Virtual Gates

John Haber
in New York City

Asian New Media: Mirror Image and Visionary Legacies

Refik Anadol

More than a decade before the fall of the Berlin Wall, a world power opened its doors. Starting in 1978, two years after the death of Chairman Mao, Deng Xiaoping's "open-door policy" welcomed foreign capital into Communist China, and the ba ling hou (or post-1980s) generation grew up knowing nothing else. Now seven of its members take that experience to Asia Society for "Mirror Image."

While waiting for the elevator, you can see the sky—not the view behind you, above Park Avenue, but Yoko Ono's Sky TV. Although a gift to the museum from Harold J. and Ruth Newman, it is not formally a part of "Visionary Legacies," a tribute to Hal Newman and his collection. It was visionary all the same, of a world lost in the clouds, the actual sky in 1966, and a new medium for art. And one can watch that medium emerge in real time where one might not expect it. Pixy Liao's I Push You (Asia Society, 2021)Maybe you associate video with the Internet, the space of contemporary artists in "Mirror Image," but it has a longer history in Asian and Asian American art. As for the western edge of the east, Refik Anadol sees the Museum of Modern Art in his machine dreams.

Through closed doors

For the curators, Barbara Pollack with Hongzheng Han, the artists in "Mirror Image" bring with them a boundless optimism. Contemporary Asian art need no longer take a stance between "the local and the global" or "the spiritual and the material," and neither Chinese nor Western tradition is much in evidence. "East and West," the show proclaims, "are now so seamlessly merged into a third identity not particularly rooted in either region." None of the artists have left China to pursue their career, because they are just fine where they, but where is that? Art as a mirror onto society or nature is an old metaphor, but whatever is reflected in their mirror? Tianzhuo Chen shows a young woman leaning toward her mirror image with wonder and longing, but are they left with only themselves?

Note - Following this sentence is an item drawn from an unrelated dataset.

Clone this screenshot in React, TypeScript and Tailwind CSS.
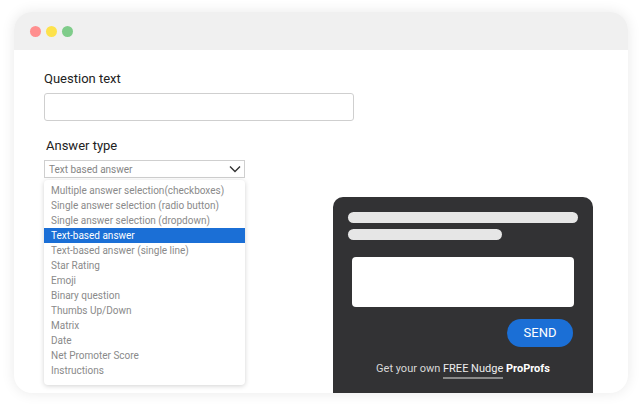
import React from 'react';

const options = [
  'Multiple answer selection(checkboxes)',
  'Single answer selection (radio button)',
  'Single answer selection (dropdown)',
  'Text-based answer',
  'Text-based answer (single line)',
  'Star Rating',
  'Emoji',
  'Binary question',
  'Thumbs Up/Down',
  'Matrix',
  'Date',
  'Net Promoter Score',
  'Instructions',
];

const App: React.FC = () => {
  const selected = 'Text-based answer';

  return (
    <div className="w-[642px] h-[409px] bg-white pt-[12px] pl-[14px] font-['Roboto',sans-serif]">
      <div className="w-[614px] h-[381px] rounded-[18px] bg-white overflow-hidden shadow-[0_0_14px_rgba(0,0,0,0.09)] flex flex-col">
        {/* title bar */}
        <div className="h-[38px] bg-[#f0f0f0] flex items-center gap-[5px] pl-[16px] shrink-0">
          <span className="w-[11px] h-[11px] rounded-full bg-[#ff8f8f]" />
          <span className="w-[11px] h-[11px] rounded-full bg-[#fde24c]" />
          <span className="w-[11px] h-[11px] rounded-full bg-[#7fcc8a]" />
        </div>

        <div className="flex flex-1 min-h-0">
          {/* form */}
          <div className="w-[280px] ml-[30px] pt-[21px] shrink-0">
            <div className="text-[13px] leading-[16px] text-[#222]">Question text</div>
            <div className="mt-[6px] h-[28px] w-[310px] rounded-[3px] border border-[#cfcfcf]" />

            <div className="mt-[17px] ml-[2px] text-[13px] leading-[16px] text-[#222]">Answer type</div>
            <div className="relative mt-[6px] w-[201px]">
              <div className="h-[18px] border border-[#cfcfcf] flex items-center justify-between pl-[4px] pr-[3px]">
                <span className="text-[10px] text-[#858585]">Text based answer</span>
                <svg width="12" height="8" viewBox="0 0 12 8" fill="none" stroke="#333" strokeWidth="1.4">
                  <path d="M1 1.5l5 5 5-5" />
                </svg>
              </div>
              <ul className="absolute left-0 top-[20px] w-[201px] bg-white rounded-[4px] shadow-[0_1px_5px_rgba(0,0,0,0.18)] pt-[3px] pb-[7px]">
                {options.map((o) => (
                  <li
                    key={o}
                    className={
                      o === selected
                        ? 'h-[15px] leading-[15px] px-[7px] text-[10px] bg-[#1b6fd6] text-white'
                        : 'h-[15px] leading-[15px] px-[7px] text-[10px] text-[#8a8a8a]'
                    }
                  >
                    {o}
                  </li>
                ))}
              </ul>
            </div>
          </div>

          {/* nudge preview */}
          <div className="ml-auto mr-[35px] self-end w-[260px] h-[196px] bg-[#323234] rounded-t-[10px] px-[15px] pt-[15px]">
            <div className="h-[11px] w-[230px] rounded-full bg-[#e6e6e6]" />
            <div className="mt-[6px] h-[11px] w-[154px] rounded-full bg-[#e6e6e6]" />
            <div className="mt-[17px] mx-[4px] h-[50px] rounded-[4px] bg-white" />
            <div className="flex justify-end mr-[5px] mt-[12px]">
              <button className="w-[66px] h-[28px] rounded-full bg-[#1b6fd6] text-white text-[13px]">SEND</button>
            </div>
            <div className="mt-[15px] text-center text-[11px] leading-[14px] text-[#d8d8d8]">
              Get your own{' '}
              <span className="inline-block border-b-2 border-[#8a8a8a] pb-[1px] text-[#eee]">FREE Nudge</span>{' '}
              <span className="font-bold text-white">ProProfs</span>
            </div>
          </div>
        </div>
      </div>
    </div>
  );
};

export default App;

Can they share in the optimism, like the Korean video in "Only the Young" at the Guggenheim or the artists in "Signals" at MoMA? They seem none too sure. Cui Jie paints two towers, Shanghai Broadcasting and Belgrade's Western City Gate. Only their bright, flat colors relieve the faceless mass of Western and Asian architecture. TikTok posts of soap operas, from Tao Hui, leave behind inviting stills of silent landscapes—all the lusher for printing on aluminum. But is there a place to rest or to stand?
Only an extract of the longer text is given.